Their destination was the annual conference of Pacific Telecommunications Council, nicknamed the “Data Center Davos” in reference to the Swiss summit for global elites.

Tech industry power brokers flock to the beachside PTC summit each year to exchange information, announce deals and assess opportunities and risks for the coming year. 

Lacy Lakeview City Manager Calvin Hodde and Infrakey CEO Braham Singh used the summit to pitch the proposed $10 billion project partnership between the city and data center developer.

The trip cost the City of Lacy Lakeview $3,874, according to receipts the city provided to the Bridge. Costs included travel, lodging, dining and the conference registration fee. 

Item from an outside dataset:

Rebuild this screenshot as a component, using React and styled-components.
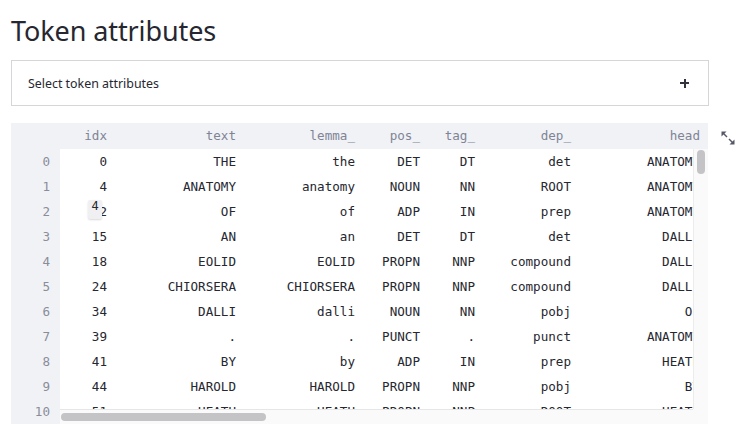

Hodde said the trip was part of the “due diligence” process for Lacy Lakeview as it pursues the project.

“We were looking for a couple consultants to kind of help us along the way,” Hodde told The Waco Bridge last week on a call. “I learned a lot about power generation and really what all these data centers do. You know, what they can bring to the community.” 

Lacy Lakeview Mayor Chuck Wilson said the trip fulfilled the city’s responsibility to understand what it was getting into.

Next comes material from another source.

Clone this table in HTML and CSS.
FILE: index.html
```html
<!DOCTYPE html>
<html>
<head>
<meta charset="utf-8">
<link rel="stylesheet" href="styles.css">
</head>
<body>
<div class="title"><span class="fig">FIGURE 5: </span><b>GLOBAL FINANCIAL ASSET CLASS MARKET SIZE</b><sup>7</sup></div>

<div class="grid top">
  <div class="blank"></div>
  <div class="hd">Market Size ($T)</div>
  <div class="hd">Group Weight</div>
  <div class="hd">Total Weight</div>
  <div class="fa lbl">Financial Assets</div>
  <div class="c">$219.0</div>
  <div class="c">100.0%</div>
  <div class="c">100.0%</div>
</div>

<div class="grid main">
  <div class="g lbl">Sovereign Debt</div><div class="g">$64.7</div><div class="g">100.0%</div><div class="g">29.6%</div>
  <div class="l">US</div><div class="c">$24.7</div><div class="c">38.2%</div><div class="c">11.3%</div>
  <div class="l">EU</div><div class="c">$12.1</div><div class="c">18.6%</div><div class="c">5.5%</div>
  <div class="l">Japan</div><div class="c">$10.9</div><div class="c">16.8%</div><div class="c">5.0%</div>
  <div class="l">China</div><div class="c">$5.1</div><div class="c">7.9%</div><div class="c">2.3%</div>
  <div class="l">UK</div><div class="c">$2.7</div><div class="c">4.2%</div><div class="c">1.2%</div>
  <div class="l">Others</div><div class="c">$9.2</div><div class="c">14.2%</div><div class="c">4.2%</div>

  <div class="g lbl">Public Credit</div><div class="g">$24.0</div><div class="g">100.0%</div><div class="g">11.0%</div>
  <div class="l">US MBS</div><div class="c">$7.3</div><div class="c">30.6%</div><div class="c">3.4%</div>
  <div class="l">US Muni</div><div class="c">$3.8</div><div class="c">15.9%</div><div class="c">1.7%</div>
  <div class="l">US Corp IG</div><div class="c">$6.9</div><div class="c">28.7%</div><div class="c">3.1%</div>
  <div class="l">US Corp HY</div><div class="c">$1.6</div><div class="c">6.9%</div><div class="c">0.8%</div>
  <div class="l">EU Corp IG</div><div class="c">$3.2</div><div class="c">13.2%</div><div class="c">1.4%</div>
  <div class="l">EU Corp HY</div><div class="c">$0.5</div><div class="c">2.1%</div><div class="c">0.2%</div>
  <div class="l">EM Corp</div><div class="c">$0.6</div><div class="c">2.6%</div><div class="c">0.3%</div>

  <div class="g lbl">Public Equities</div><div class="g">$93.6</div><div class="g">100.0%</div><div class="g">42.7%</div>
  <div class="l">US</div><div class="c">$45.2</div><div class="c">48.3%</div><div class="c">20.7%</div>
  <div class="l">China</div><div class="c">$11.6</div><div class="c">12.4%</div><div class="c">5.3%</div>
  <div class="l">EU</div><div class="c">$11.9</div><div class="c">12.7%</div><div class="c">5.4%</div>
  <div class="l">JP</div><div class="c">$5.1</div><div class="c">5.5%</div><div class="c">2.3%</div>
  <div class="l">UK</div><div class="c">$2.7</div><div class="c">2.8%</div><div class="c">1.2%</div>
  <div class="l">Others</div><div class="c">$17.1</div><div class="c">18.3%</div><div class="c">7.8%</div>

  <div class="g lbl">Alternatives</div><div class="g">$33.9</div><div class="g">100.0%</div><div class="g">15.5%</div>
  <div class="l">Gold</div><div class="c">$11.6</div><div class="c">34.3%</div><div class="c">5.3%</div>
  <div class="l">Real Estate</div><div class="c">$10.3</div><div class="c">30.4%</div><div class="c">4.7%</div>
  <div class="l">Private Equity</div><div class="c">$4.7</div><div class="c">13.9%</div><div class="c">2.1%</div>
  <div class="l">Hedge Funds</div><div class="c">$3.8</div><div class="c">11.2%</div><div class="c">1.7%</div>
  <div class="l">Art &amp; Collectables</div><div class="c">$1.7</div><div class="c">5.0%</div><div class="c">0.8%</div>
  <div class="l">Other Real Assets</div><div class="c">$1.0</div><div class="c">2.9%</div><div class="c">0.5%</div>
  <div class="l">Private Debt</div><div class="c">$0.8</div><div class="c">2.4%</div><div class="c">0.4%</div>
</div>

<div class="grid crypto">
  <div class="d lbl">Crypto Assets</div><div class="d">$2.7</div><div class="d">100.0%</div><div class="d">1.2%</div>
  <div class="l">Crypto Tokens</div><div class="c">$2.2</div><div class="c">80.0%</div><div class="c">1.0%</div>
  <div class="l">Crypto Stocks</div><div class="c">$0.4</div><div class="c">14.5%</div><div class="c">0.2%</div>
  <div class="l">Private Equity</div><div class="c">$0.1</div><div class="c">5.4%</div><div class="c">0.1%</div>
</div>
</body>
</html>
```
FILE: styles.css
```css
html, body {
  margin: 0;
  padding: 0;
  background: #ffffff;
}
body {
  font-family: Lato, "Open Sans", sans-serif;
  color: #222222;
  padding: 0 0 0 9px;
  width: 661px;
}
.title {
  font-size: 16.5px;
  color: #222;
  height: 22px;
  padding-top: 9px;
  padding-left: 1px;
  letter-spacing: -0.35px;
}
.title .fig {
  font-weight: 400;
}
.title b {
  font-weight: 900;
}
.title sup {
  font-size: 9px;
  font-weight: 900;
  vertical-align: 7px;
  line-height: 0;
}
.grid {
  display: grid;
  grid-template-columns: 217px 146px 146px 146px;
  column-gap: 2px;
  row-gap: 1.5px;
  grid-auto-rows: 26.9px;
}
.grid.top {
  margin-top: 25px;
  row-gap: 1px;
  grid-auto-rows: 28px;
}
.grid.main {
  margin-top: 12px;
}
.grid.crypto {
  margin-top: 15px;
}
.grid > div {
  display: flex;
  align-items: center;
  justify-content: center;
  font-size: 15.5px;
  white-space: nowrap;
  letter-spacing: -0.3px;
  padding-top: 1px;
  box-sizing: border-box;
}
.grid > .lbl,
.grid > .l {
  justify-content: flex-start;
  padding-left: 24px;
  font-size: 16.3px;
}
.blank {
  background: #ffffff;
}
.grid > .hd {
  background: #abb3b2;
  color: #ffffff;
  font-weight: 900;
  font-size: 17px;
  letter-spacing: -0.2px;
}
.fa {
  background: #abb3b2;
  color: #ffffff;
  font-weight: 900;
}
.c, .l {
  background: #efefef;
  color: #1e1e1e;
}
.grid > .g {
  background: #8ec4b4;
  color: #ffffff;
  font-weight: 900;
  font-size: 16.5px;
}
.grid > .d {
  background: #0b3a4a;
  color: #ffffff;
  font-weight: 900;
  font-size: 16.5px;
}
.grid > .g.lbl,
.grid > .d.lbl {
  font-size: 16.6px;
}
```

“The first thing that we take seriously is our obligation, on the behalf of our citizens, to make sure that we understand the industry that is coming to us,” Wilson said. The mayor said Hodde had a chance to meet potential lenders for the development.

Pacific Telecommunications Council Chairman Bill Barney is a senior advisor for Infrakey. 

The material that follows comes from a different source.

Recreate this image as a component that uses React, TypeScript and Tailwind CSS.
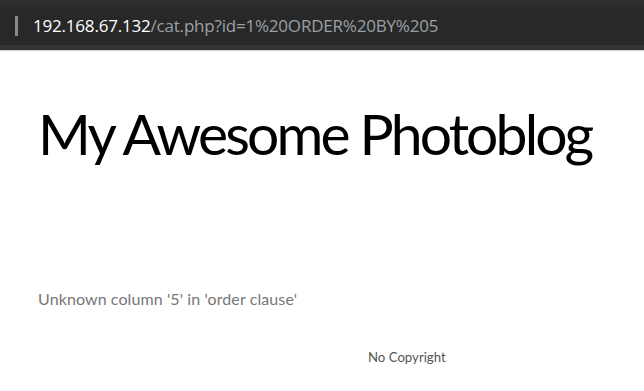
export default function App() {
  return (
    <div className="min-h-[391px] w-full bg-white">
      <div className="h-[51px] w-full bg-[#2d2d2d] pt-[7px]">
        <div className="flex h-[38px] items-center bg-[#282828] pl-[15px]">
          <span className="h-[20px] w-[3px] bg-[#8a8a8a]" />
          <span className="ml-[15px] whitespace-nowrap font-['Segoe_UI','Open_Sans',sans-serif] text-[17px] tracking-[-0.2px] text-[#9aa0a6]">
            <span className="text-white">192.168.67.132</span>/cat.php?id=1%20ORDER%20BY%205
          </span>
        </div>
        <div className="h-[5px] bg-[#353535]" />
        <div className="h-px bg-[#d0d0d0]" />
      </div>

      <div className="px-[38px] font-['Lato',sans-serif]">
        <h1 className="mt-[54px] whitespace-nowrap text-[57px] leading-none tracking-[-2.85px] text-black">
          My Awesome Photoblog
        </h1>
        <p className="mt-[125px] text-[16px] leading-6 tracking-[0.1px] text-[#777]">
          Unknown column '5' in 'order clause'
        </p>
      </div>
      <div className="mt-[37px] pl-[368px] font-['Lato',sans-serif] text-[13.2px] text-[#555]">No Copyright</div>
    </div>
  );
}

Last Tuesday, Singh and Hodde headlined a launch event for the “Lacy Lakeview Data District,” a catch-all name for the project and the public private partnership intended to facilitate it. 

Transmission lines run through Infrakey’s proposed Lacy Lakeview Data District along North Katy Road. Credit: Justin Hamel / The Waco Bridge / CatchLight Local / Report for America

Infrakey spokesperson Sujeeth Draksharam said the launch event was intended to promote the Lacy Lakeview and Central Texas area, in addition to sharing the company’s vision for selling treated wastewater and fiber connectivity to surrounding businesses. No binding agreements were signed during the event, he said.

The initial flyer for the launch event indicated Lacy Lakeview Mayor Chuck Wilson, not Hodde, would introduce the data district, but Wilson ultimately decided not to attend.

“We agonized a little bit about sending anybody to Honolulu,” Wilson told The Bridge last week. “It’s like, really, a small city is going to send somebody at the city’s expense to Hawaii in January?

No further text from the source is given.